The conventional answer — transparency, explainability, audit — assumes that algorithmic governance is a tool that can be inspected and corrected. But the systems-theoretic analysis suggests that this is a category error. Algorithmic governance is not a tool; it is a system with its own operational closure. Transparency does not open the system; it produces a perturbation that the system processes according to its own logic. The system's response to transparency requirements is not to become more accountable but to become more sophisticated in its opacity — to produce explanations that satisfy the transparency requirement without revealing the system's actual operations.

A more adequate approach is to treat algorithmic governance as what it is: a structurally coupled system that must be governed through structural coupling rather than direct control. This means creating institutional interfaces — legal systems, political systems, social movements — that can perturb algorithmic governance in ways the governance system is structurally required to process.

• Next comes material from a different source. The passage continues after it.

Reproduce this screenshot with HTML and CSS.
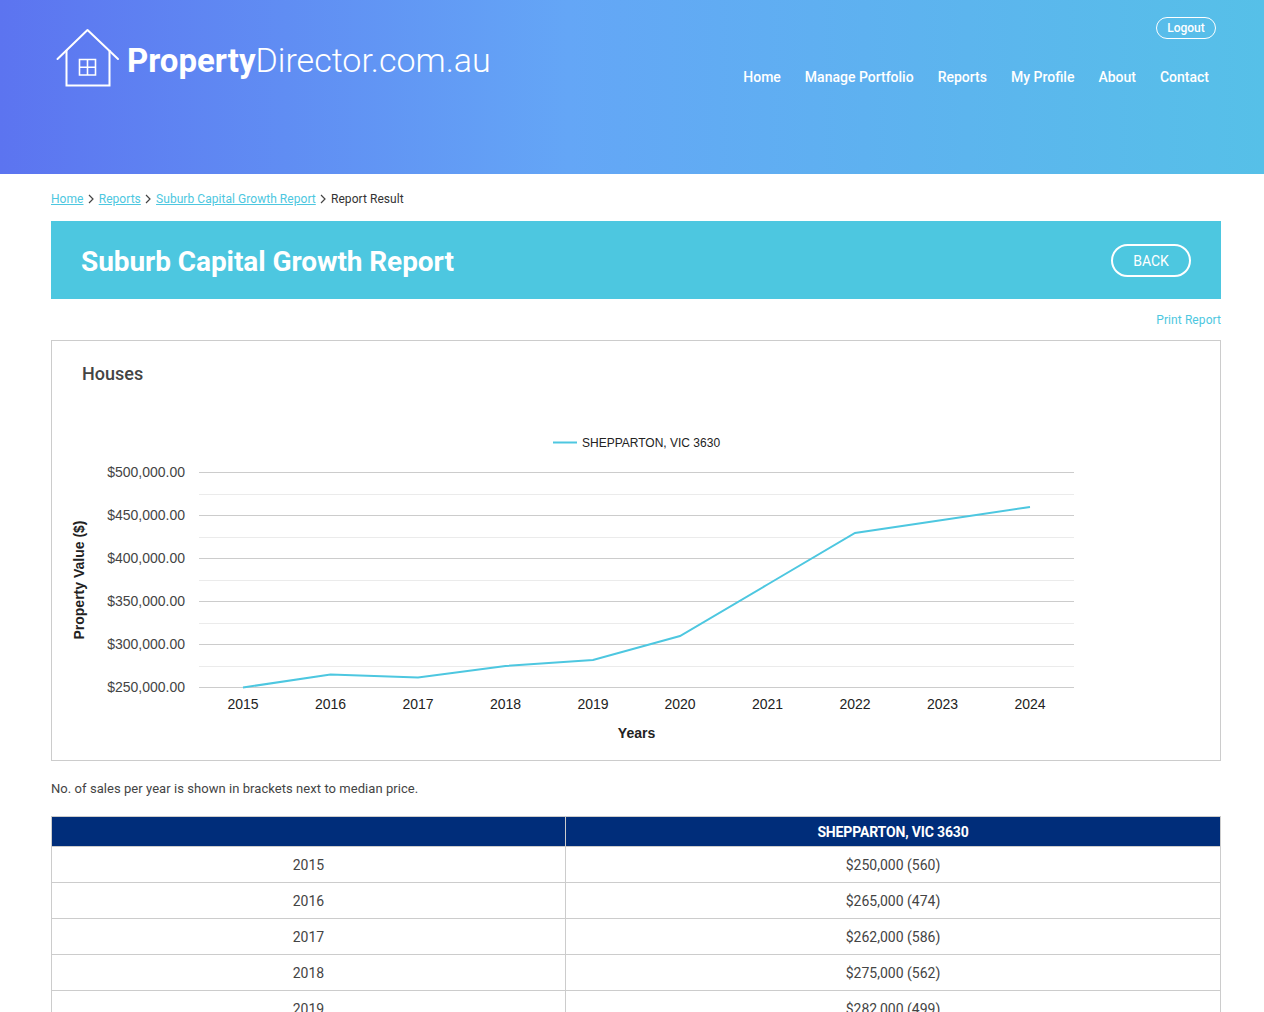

The algorithmic impact assessment, the algorithmic audit, and the right to explanation are attempts to create such interfaces. Whether they succeed depends not on their technical sophistication but on whether they create genuine structural coupling — mutual irritation and adaptation — between algorithmic governance and the social systems that seek to govern it.

The algorithmic governance framework treats algorithmic systems as tools to be governed. This is a conceptual mistake. Algorithmic governance is not a tool; it is an operationally closed system that produces its own decisions, its own norms, and its own social structures. The question is not how to govern the algorithm. The question is how to create structural coupling between algorithmic systems and the social systems that must hold them accountable. Without that coupling, algorithmic governance is not governance at all — it is the rule of a system that cannot be perturbed by those it governs.